NAR data shows a 1.4% monthly gain in April, with year-over-year contracts up 3.2% nationally
Signed contracts to purchase previously owned homes rose for a third consecutive month in April, offering the mortgage industry one of its clearest signals yet that spring demand is building.
The National Association of Realtors' Pending Home Sales Index climbed 1.4% month over month in April to 74.8, exceeding analyst expectations of a 1.0% gain.
Year over year, pending sales were up 3.2%, suggesting that accumulated pent-up demand is gradually translating into contract activity.
The data is a forward-looking indicator of future closed sales, given that most purchase contracts convert to settled transactions within one to two months — a pipeline that could give originators and brokers a modestly busier summer ahead.
"Buyers are coming out with cautious optimism despite increasing economic uncertainty and a slight rise in mortgage rates," added NAR chief economist Dr.

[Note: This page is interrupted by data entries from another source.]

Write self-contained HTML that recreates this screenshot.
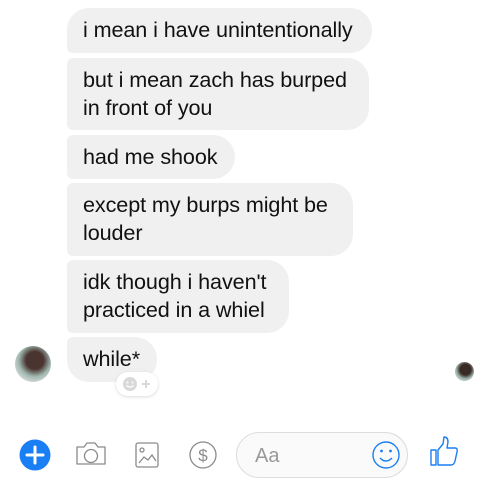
<!DOCTYPE html><html><head><style>
body{margin:0;width:480px;height:487px;background:#fff;position:relative;overflow:hidden;font-family:"Liberation Sans",Arial,sans-serif}
.b{position:absolute;left:67px;background:#f0f0f0;color:#111;font-size:21.6px;line-height:28px;padding:8px 16px;box-sizing:border-box;border-radius:6px 22px 22px 6px;white-space:nowrap;letter-spacing:-0.1px}
</style></head><body>
<div class="b" style="top:8px;width:305px;height:45px;border-top-left-radius:22px">i mean i have unintentionally</div>
<div class="b" style="top:58px;width:302px;height:72px">but i mean zach has burped<br>in front of you</div>
<div class="b" style="top:135px;width:168px;height:44px">had me shook</div>
<div class="b" style="top:183px;width:286px;height:73px">except my burps might be<br>louder</div>
<div class="b" style="top:260px;width:222px;height:73px">idk though i haven't<br>practiced in a whiel</div>
<div class="b" style="top:337px;width:90px;height:45px;border-bottom-left-radius:22px">while*</div>
<div style="position:absolute;left:15px;top:346px;width:36px;height:36px;border-radius:50%;background:radial-gradient(circle at 55% 40%,#4a3430 0 30%,#9fb8b0 55%,#ddd 80%)"></div>
<div style="position:absolute;left:455px;top:362px;width:19px;height:19px;border-radius:50%;background:radial-gradient(circle at 55% 40%,#3a2a26 0 35%,#9fb8b0 60%,#ccc 80%)"></div>
<div style="position:absolute;left:116px;top:372px;width:42px;height:24px;border-radius:12px;background:#fff;box-shadow:0 1px 3px rgba(0,0,0,.15)"></div>
<svg style="position:absolute;left:122px;top:376px" width="32" height="16"><circle cx="8" cy="8" r="7" fill="#d8d8d8"/><circle cx="5.5" cy="6.5" r="1" fill="#fff"/><circle cx="10.5" cy="6.5" r="1" fill="#fff"/><path d="M4.5 9.5q3.5 3 7 0" stroke="#fff" stroke-width="1.3" fill="none"/><path d="M24 4v8M20 8h8" stroke="#d8d8d8" stroke-width="2"/></svg>
<svg style="position:absolute;left:0;top:420px" width="480" height="67">
<circle cx="35" cy="35" r="15.5" fill="#1a7ef5"/><path d="M35 27v16M27 35h16" stroke="#fff" stroke-width="3" stroke-linecap="round"/>
<g fill="none" stroke="#8a8a8a" stroke-width="1.3">
<path d="M77 27h7l3-4h8l3 4h7v17h-28z" stroke-linejoin="round"/><circle cx="91" cy="36" r="6.5"/>
<rect x="136" y="23" width="22" height="24" rx="2"/><circle cx="142" cy="30" r="2"/><path d="M139 43l5-6 4 3 4-5 4 6"/>
<circle cx="203" cy="35" r="13"/></g>
<text x="203" y="41" font-size="17" fill="#8a8a8a" text-anchor="middle" font-family="Liberation Sans">$</text>
<rect x="236.5" y="12.5" width="171" height="45" rx="22.5" fill="#fafafa" stroke="#ddd"/>
<text x="255" y="42" font-size="20" fill="#999" font-family="Liberation Sans">Aa</text>
<g fill="none" stroke="#1a7ef5" stroke-width="1.4"><circle cx="386" cy="35" r="13"/><path d="M380 38q6 6 12 0"/></g>
<circle cx="381.5" cy="31" r="1.4" fill="#1a7ef5"/><circle cx="390.5" cy="31" r="1.4" fill="#1a7ef5"/>
<g fill="none" stroke="#1a7ef5" stroke-width="1.4" stroke-linejoin="round"><rect x="431" y="30" width="5" height="15"/><path d="M438 30l5-6 1-7q4 0 4 5l-1 6h8q3 0 2 4l-2 9q-1 4-4 4h-13z"/></g>
</svg>
</body></html>
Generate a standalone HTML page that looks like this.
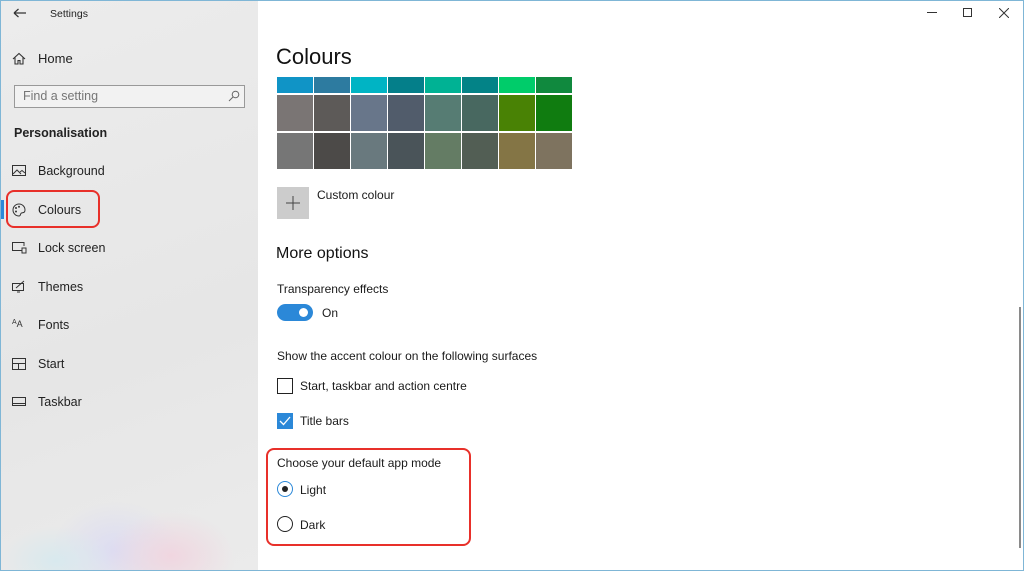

Lawrence Yun.
"Demand will easily be even higher once mortgage rates retreat to the levels they were at earlier this year."
Rate volatility dogs an otherwise encouraging spring
The April figures arrived against a backdrop of notable rate instability. The 30-year fixed mortgage rate pulled back to 6.23% in late April, helping lower the median monthly housing payment 2.2% year over year.
However, that window proved short-lived, with daily average rates climbing back above 6.5% later amid renewed geopolitical tensions tied to the US-Iran conflict.
By the start of April, Freddie Mac data showed the benchmark rate had ticked back up to around 6.46%, a reminder to lenders of how fragile purchase demand remains.
Read more: Redfin says its pending home sales just jumped to a four-year high
Bankrate financial analyst Stephen Kates was direct about what that trajectory means for the months ahead.
"Mortgage rates rose slightly in April, adding another headwind to home sales," he said.
"On a year-over-year basis, the improvement in rates compared to 2025 is shrinking. Rates have only risen further in May, setting up a potentially disappointing May report. While select regions have seen price cuts, stubborn mortgage rates and rising ownership costs keep homebuying locked in a holding pattern."
For mortgage brokers, the volatility underscores a familiar challenge: converting momentum into closed loans before rate swings erode affordability windows.
Purchase applications advanced 4% over the prior week on a seasonally adjusted basis in early May and were running 7% ahead of the same period a year ago, according to Mortgage Bankers Association data.
The April gains were not uniform across the country. The Northeast posted the sharpest monthly increase at 6.6%, while the Midwest climbed 3.0% and the West edged up 0.4%.
The South was the lone region to slip, falling 0.7% for the month.
"Three out of four US regions posted sales gains in April, leaving the South as the sole region to decline month-over-month," Kates noted.
"Even with that monthly slip, the South remains the nation's dominant market by a wide margin, tracking a 4.7% growth rate compared to April 2025."
Among the 50 largest metros, Boston-Cambridge-Newton led all markets with a 10.3% year-over-year increase, followed by Miami-Fort Lauderdale at 9.4% and Oklahoma City at 8.6%.
Supply constraint remains the industry's stubborn ceiling
Yun flagged the supply problem directly, warning that without a meaningful lift in available homes, affordability could deteriorate further.
"Historically low foreclosure sales imply minimal price discounts, with a majority of markets selling at a higher price from a year ago," he said.
"Unless supply meaningfully increases, home price growth could outpace wage growth and further erode the homeownership rate."
For brokers advising clients navigating that environment, Kates offered pointed guidance.
"Homebuyers who remain in the hunt must actively strengthen their credit profiles to secure a competitive loan rate," he said.
"Higher credit scores and minimal outstanding debt remain powerful leverage for squeezing a below-average rate out of a lender. Beyond personal finances, shopping around is nonnegotiable. Comparing offers from a mix of local banks, credit unions, and national lenders is one of the best ways to expose the market's most attractive rates."